4) Are you well equipped working from home?
BF: Yes - I have been provided with a monitor, mouse, keyboard etc.
S: Yes I am well equipped. My company offers a '£100 make your office more comfortable' grant, so we all have the equipment we need. Wifi is of course always a problem, but everyone is understanding of these issues.
5) Do you feel supported by your company?
BF: Yes - they have provided extensive support to facilitate a healthy and productive working from home environment.
S: Very - mental health is spoken about frequently - we have weekly socials online so everyone knows what's going on in the wider company. The employees are praised for their work perhaps more frequently than in the office.
6) Is there anything you think your company could be doing to improve your WFH experience?
BF: Not really - it is just very hard to learn the required skills. I hope they remain sympathetic to our situation and understanding of the difficulties.
S: It’s difficult to build relationships with the wider company without being in an office and contributing to random conversations, so a sort of group chat where people are constantly posting articles or just having general discussions would help.
7) Do you have any tips for someone about to start remotely?

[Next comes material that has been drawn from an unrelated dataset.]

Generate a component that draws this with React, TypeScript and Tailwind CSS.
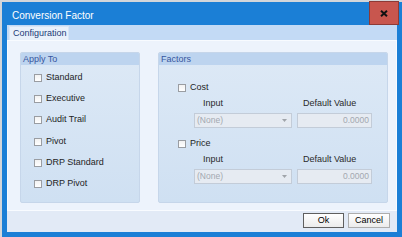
const font = { fontFamily: '"Liberation Sans", Arial, sans-serif' };

const Box = () => (
  <span className="inline-block w-[8px] h-[8px] shrink-0 border border-[#9a9da2] bg-gradient-to-b from-[#f2f2f2] to-white" />
);

const Check = ({ label }: { label: string }) => (
  <div className="flex items-center gap-[4px] h-[21.3px]">
    <Box />
    <span className="text-[9px] text-[#1e1e1e]">{label}</span>
  </div>
);

const FactorBlock = ({ label, first }: { label: string; first?: boolean }) => (
  <div className={first ? 'pt-[16px]' : 'pt-[9px]'}>
    <div className="flex items-center gap-[4px] h-[14px] pl-[19px]">
      <Box />
      <span className="text-[9px] text-[#1e1e1e]">{label}</span>
    </div>
    <div className="flex gap-[5px] pl-[35px] mt-[2px] h-[14px] items-center">
      <span className="w-[98px] pl-[9px] text-[9px] text-[#2a2a2a]">Input</span>
      <span className="w-[75px] pl-[6px] text-[9px] text-[#2a2a2a]">Default Value</span>
    </div>
    <div className="flex gap-[5px] pl-[35px] mt-[2px]">
      <div className="w-[98px] h-[15px] border border-[#c3ccd8] bg-[#e6ebf2] flex items-center justify-between px-[2px]">
        <span className="text-[8.5px] text-[#a3a8b0]">(None)</span>
        <svg width="5" height="3" viewBox="0 0 5 3" className="mr-[2px]">
          <path d="M0 0h5L2.5 3z" fill="#a0a4aa" />
        </svg>
      </div>
      <div className="w-[75px] h-[15px] border border-[#c3ccd8] bg-[#e6ebf2] flex items-center justify-end px-[2px]">
        <span className="text-[8.5px] text-[#a3a8b0]">0.0000</span>
      </div>
    </div>
  </div>
);

const Group = ({ title, width, children }: { title: string; width: string; children: React.ReactNode }) => (
  <div className={`${width} h-[151px] flex flex-col rounded-[2px] border border-[#c6d6ea] bg-gradient-to-b from-[#dde9f6] to-[#cfe0f2] overflow-hidden`}>
    <div className="h-[12px] shrink-0 bg-[#bdd4ef] flex items-center pl-[2px]">
      <span className="text-[9px] text-[#3756a0] leading-none">{title}</span>
    </div>
    <div className="flex-1">{children}</div>
  </div>
);

export default function App() {
  return (
    <div className="w-[402px] h-[237px] bg-[#d3d6da] pt-[2px] pl-[2px] overflow-hidden" style={font}>
      <div className="w-[400px] h-[235px] bg-[#1b7fd6] flex flex-col px-[5px] pb-[5px]">
        {/* title bar */}
        <div className="h-[23px] shrink-0 flex items-start justify-between">
          <span className="text-[10px] text-white mt-[6px] ml-[5px]">Conversion Factor</span>
          <div className="w-[30px] h-[24px] -mt-[1px] -mr-[2px] bg-[#c8564e] border border-[#8d3a36] flex items-center justify-center">
            <svg width="8" height="7" viewBox="0 0 8 7">
              <path d="M1 0.8L7 6.2M7 0.8L1 6.2" stroke="#111" strokeWidth="2" />
            </svg>
          </div>
        </div>

        {/* content */}
        <div className="flex-1 flex flex-col bg-[#e2eaf6]">
          <div className="h-[15px] shrink-0 bg-[#c3daf5] flex items-end pl-[2px]">
            <div className="w-[60px] h-[14px] bg-[#e9f1fb] border-t border-l border-r border-[#d8e5f5] flex items-center pl-[3px]">
              <span className="text-[9px] text-[#1c3b77]">Configuration</span>
            </div>
          </div>

          <div className="h-[171px] shrink-0 bg-[#edf3fc] border border-[#f8fbff] flex pl-[12px] pt-[11px] gap-[18px]">
            <Group title="Apply To" width="w-[120px]">
              <div className="pt-[2px] pl-[13px]">
                <Check label="Standard" />
                <Check label="Executive" />
                <Check label="Audit Trail" />
                <Check label="Pivot" />
                <Check label="DRP Standard" />
                <Check label="DRP Pivot" />
              </div>
            </Group>
            <Group title="Factors" width="w-[230px]">
              <FactorBlock label="Cost" first />
              <FactorBlock label="Price" />
            </Group>
          </div>

          <div className="flex-1 flex justify-end items-start gap-[4px] pt-[2px] pr-[7px]">
            <button className="w-[41px] h-[15px] border border-[#5f5f5f] bg-gradient-to-b from-white to-[#ececec] text-[9px] text-black flex items-center justify-center">
              Ok
            </button>
            <button className="w-[42px] h-[15px] border border-[#adadad] bg-gradient-to-b from-white to-[#ececec] text-[9px] text-black flex items-center justify-center">
              Cancel
            </button>
          </div>
        </div>
      </div>
    </div>
  );
}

BF: Ask lots of questions - don't be afraid to shout out for help. It can feel uncomfortable if you feel you're constantly nagging but better than just sitting around and/or getting it wrong. Ultimately, your team wants you to succeed and that might mean answering a few extra questions here and there.
S: Don't be concerned by the eerie silence in the first few weeks - it's just as hard for managers to integrate and onboard people into the team as it is for the new employees to join! Stay positive!